During an inspirational song at the beginning of the day, I saw several survivors smiling and wiping tears away.  I saw a young woman holding an older woman in a pink shirt in a snug embrace, her eyes tightly closed with tears rolling down her cheeks.  She obviously was so glad that older woman was still alive.  We saw a young man carrying his daughter, with son walking beside him, a sign on his back that said “Walking in memory of my wife.  WE MISS YOU.”  My eyes teared up again at that thought.  When I got my diagnosis that was one of the very first fears I faced, “What if John has to raise our girls the rest of their lives without me?  What if I don’t get to be a part of all of that?”  How hard it must be for that daddy.

I called a friend of mine back in Indiana who has survived and had to leave a message.  I was surprised at the tears that swelled up quickly as I tried to tell her how thankful I was she lived.  Emotion seemed to be right at the surface of my heart all morning.

God gave tears a noble, multi-faceted purpose.  There is a time for them – sometimes in anger, sometimes in hurt or loneliness.  Sometimes joy is so powerful it can only be expressed by crying.  For some reason, letting the tears come helps.  There are those times when we realize how lost we are without Jesus, like that woman who approached Jesus, so sorry for her sins that she wept and actually washed his feet with her tears.  It’s as if they stream over the emotion that brought them on and leave us feeling cleansed, a little less burdened, even refreshed.

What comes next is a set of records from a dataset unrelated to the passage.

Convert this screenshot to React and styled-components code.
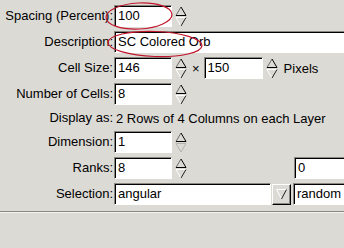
import React from "react";
import styled, { createGlobalStyle } from "styled-components";

const Global = createGlobalStyle`
  html, body { margin: 0; padding: 0; background: #dcdad5; overflow: hidden; }
  body { font-family: "Liberation Sans", Arial, sans-serif; font-size: 13px; color: #000; }
`;

const Page = styled.div`
  position: relative;
  width: 344px;
  height: 248px;
  overflow: hidden;
  background: #dcdad5;
`;

const Form = styled.div`
  display: grid;
  grid-template-columns: 113px 1fr;
  column-gap: 1px;
  row-gap: 4px;
  padding-top: 5px;
`;

const Label = styled.div`
  text-align: right;
  white-space: nowrap;
  height: ${(p) => (p.$short ? "18px" : "22px")};
  line-height: ${(p) => (p.$short ? "18px" : "22px")};
`;

const Line = styled.div`
  display: flex;
  align-items: center;
  height: ${(p) => (p.$short ? "18px" : "22px")};
  white-space: nowrap;
`;

const Input = styled.div`
  box-sizing: border-box;
  flex: none;
  width: ${(p) => p.$w}px;
  height: 22px;
  background: #fff;
  border-top: 1px solid #8a8883;
  border-left: 1px solid #8a8883;
  border-right: 1px solid #fff;
  border-bottom: 1px solid #fff;
  box-shadow: inset 1px 1px 0 #000;
  padding: 0 0 0 3px;
  line-height: 20px;
  white-space: nowrap;
  overflow: hidden;
  margin-left: ${(p) => p.$ml || 0}px;
`;

const SpinBox = styled.svg`
  flex: none;
  display: block;
  margin-left: 3px;
`;

const Times = styled.span`
  margin: 0 4px 0 5px;
`;

const Text = styled.span`
  margin-left: ${(p) => p.$ml || 0}px;
`;

const DropBtn = styled.div`
  box-sizing: border-box;
  flex: none;
  width: 19px;
  height: 21px;
  margin-left: 1px;
  background: #dcdad5;
  border-top: 1px solid #fff;
  border-left: 1px solid #fff;
  border-right: 1px solid #000;
  border-bottom: 1px solid #000;
  box-shadow: inset -1px -1px 0 #8a8883;
  display: flex;
  align-items: center;
  justify-content: center;
`;

const Separator = styled.div`
  margin-top: 6px;
  height: 1px;
  background: #8a8883;
  border-bottom: 1px solid #f4f3f0;
`;

const Marks = styled.svg`
  position: absolute;
  left: 0;
  top: 0;
  pointer-events: none;
`;

function Spinner({ disabledDown }) {
  const dn = disabledDown ? "#b4b2ac" : "#222";
  const dnL = disabledDown ? "#b4b2ac" : "#fff";
  return (
    <SpinBox width="12" height="22" viewBox="0 0 12 22">
      <line x1="1" y1="10.5" x2="6" y2="2" stroke="#6e6c68" strokeWidth="1" />
      <line x1="6" y1="2" x2="11" y2="10.5" stroke="#000" strokeWidth="1" />
      <line x1="1" y1="10.5" x2="11" y2="10.5" stroke="#000" strokeWidth="1" />
      <line x1="1" y1="12.5" x2="11" y2="12.5" stroke={dnL} strokeWidth="1" />
      <line x1="1" y1="12.5" x2="6" y2="21" stroke={dnL} strokeWidth="1" />
      <line x1="11" y1="12.5" x2="6" y2="21" stroke={dn} strokeWidth="1" />
    </SpinBox>
  );
}

function DropArrow() {
  return (
    <svg width="11" height="12" viewBox="0 0 11 12">
      <line x1="0.5" y1="1.5" x2="10.5" y2="1.5" stroke="#fff" />
      <line x1="0.5" y1="1.5" x2="5.5" y2="11" stroke="#fff" />
      <line x1="10.5" y1="1.5" x2="5.5" y2="11" stroke="#222" />
    </svg>
  );
}

export default function App() {
  return (
    <Page>
      <Global />
      <Form>
        <Label>Spacing (Percent):</Label>
        <Line>
          <Input $w={58}>100</Input>
          <Spinner />
        </Line>

        <Label>Description:</Label>
        <Line>
          <Input $w={240}>SC Colored Orb</Input>
        </Line>

        <Label>Cell Size:</Label>
        <Line>
          <Input $w={58}>146</Input>
          <Spinner />
          <Times>×</Times>
          <Input $w={59}>150</Input>
          <Spinner />
          <Text $ml={6}>Pixels</Text>
        </Line>

        <Label>Number of Cells:</Label>
        <Line>
          <Input $w={58}>8</Input>
          <Spinner />
        </Line>

        <Label $short>Display as:</Label>
        <Line $short>
          <Text $ml={2}>2 Rows of 4 Columns on each Layer</Text>
        </Line>

        <Label>Dimension:</Label>
        <Line>
          <Input $w={58}>1</Input>
          <Spinner disabledDown />
        </Line>

        <Label>Ranks:</Label>
        <Line>
          <Input $w={58}>8</Input>
          <Spinner />
          <Input $w={60} $ml={107}>0</Input>
        </Line>

        <Label>Selection:</Label>
        <Line>
          <Input $w={157}>angular</Input>
          <DropBtn>
            <DropArrow />
          </DropBtn>
          <Input $w={60} $ml={2}>random</Input>
        </Line>
      </Form>
      <Separator />
      <Marks width="344" height="248" viewBox="0 0 344 248">
        <ellipse cx="139" cy="16" rx="33" ry="13" fill="none" stroke="#c0162c" strokeWidth="1.2" transform="rotate(-3 139 16)" />
        <ellipse cx="155" cy="44" rx="47" ry="12.5" fill="none" stroke="#c0162c" strokeWidth="1.2" transform="rotate(2 155 44)" />
      </Marks>
    </Page>
  );
}
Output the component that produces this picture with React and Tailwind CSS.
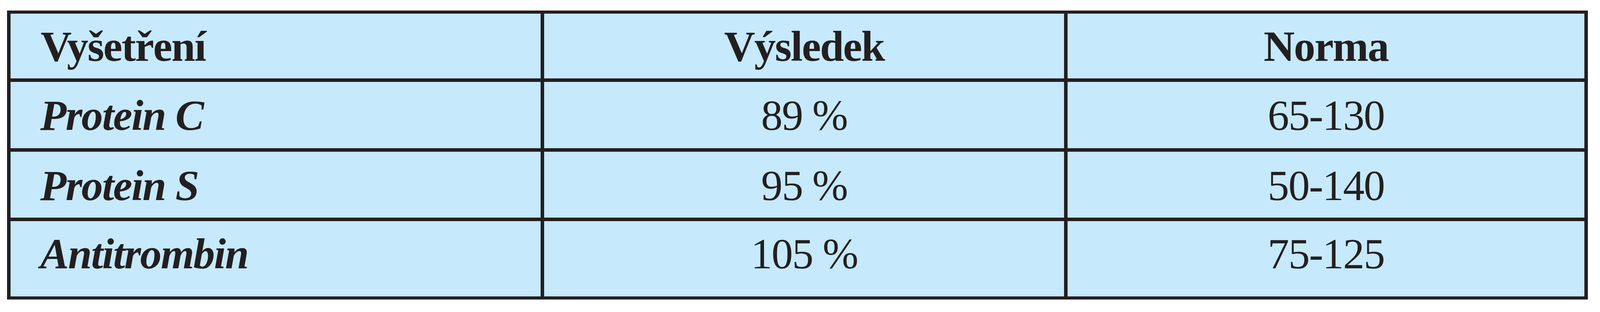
const rows = [
  { name: 'Protein C', result: '89 %', norm: '65-130', h: 'h-[170px]', pt: 'pt-[31px]' },
  { name: 'Protein S', result: '95 %', norm: '50-140', h: 'h-[169px]', pt: 'pt-[32px]' },
  { name: 'Antitrombin', result: '105 %', norm: '75-125', h: 'h-[193px]', pt: 'pt-[29px]' },
];

const App = () => {
  return (
    <div className="w-full h-[800px] overflow-hidden bg-white pl-[18px] pr-[31px] pt-[27px]">
      {/* Lab results table */}
      <div
        className="w-full border-x-[9px] border-y-[8px] border-[#231f20] bg-[#231f20] text-[#231f20] text-[110px] leading-none tracking-[-0.02em]"
        style={{ fontFamily: '"Liberation Serif", "Times New Roman", serif' }}
      >
        <div className="grid grid-cols-[1573fr_1542fr_1533fr] gap-[9px]">
          {/* Header */}
          <div className="h-[166px] bg-[#c6e9fb] pl-[77px] pt-[29px] font-bold">Vyšetření</div>
          <div className="h-[166px] bg-[#c6e9fb] pt-[29px] text-center font-bold">Výsledek</div>
          <div className="h-[166px] bg-[#c6e9fb] pt-[29px] text-center font-bold">Norma</div>

          {rows.map((row) => (
            <div key={row.name} className="contents">
              <div className={`${row.h} ${row.pt} bg-[#c6e9fb] pl-[76px] font-bold italic`}>{row.name}</div>
              <div className={`${row.h} ${row.pt} bg-[#c6e9fb] text-center`}>{row.result}</div>
              <div className={`${row.h} ${row.pt} bg-[#c6e9fb] text-center`}>{row.norm}</div>
            </div>
          ))}
        </div>
      </div>
    </div>
  );
};

export default App;
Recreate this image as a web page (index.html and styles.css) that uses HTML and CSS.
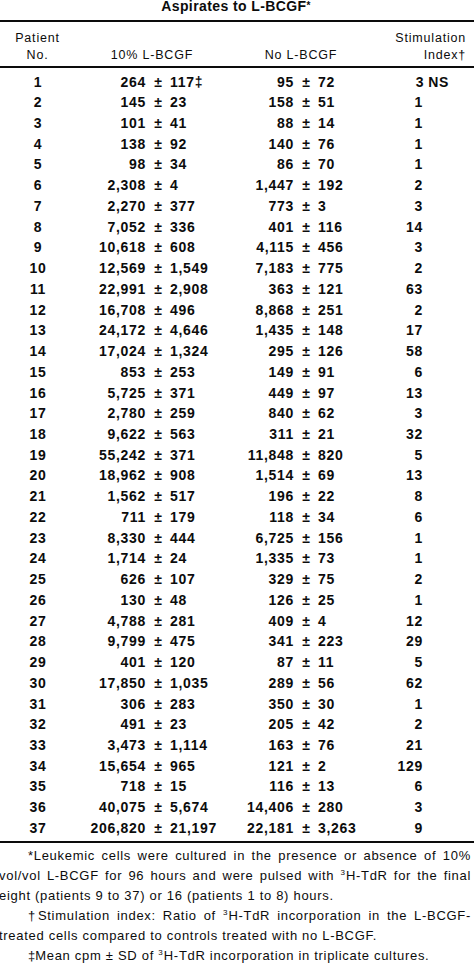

I believe God notices each one.  I’m thankful for the way He created us, even if so much of it is a huge mystery.  I don’t know why he created us with the ability to cry salty tears from our eyes.  I don’t know how crying becomes an emotional and often times spiritual experience, but it does.

There’s a time for laughing, for celebrating, for dancing, for watching, for waiting, for speaking and for being silent.  A time for singing and a time to listen.  A time to act and a time to be still.  There’s a time for embracing, for being alone, for being born and for going home to heaven.

I’m thankful for it all, and that there is a time for tears.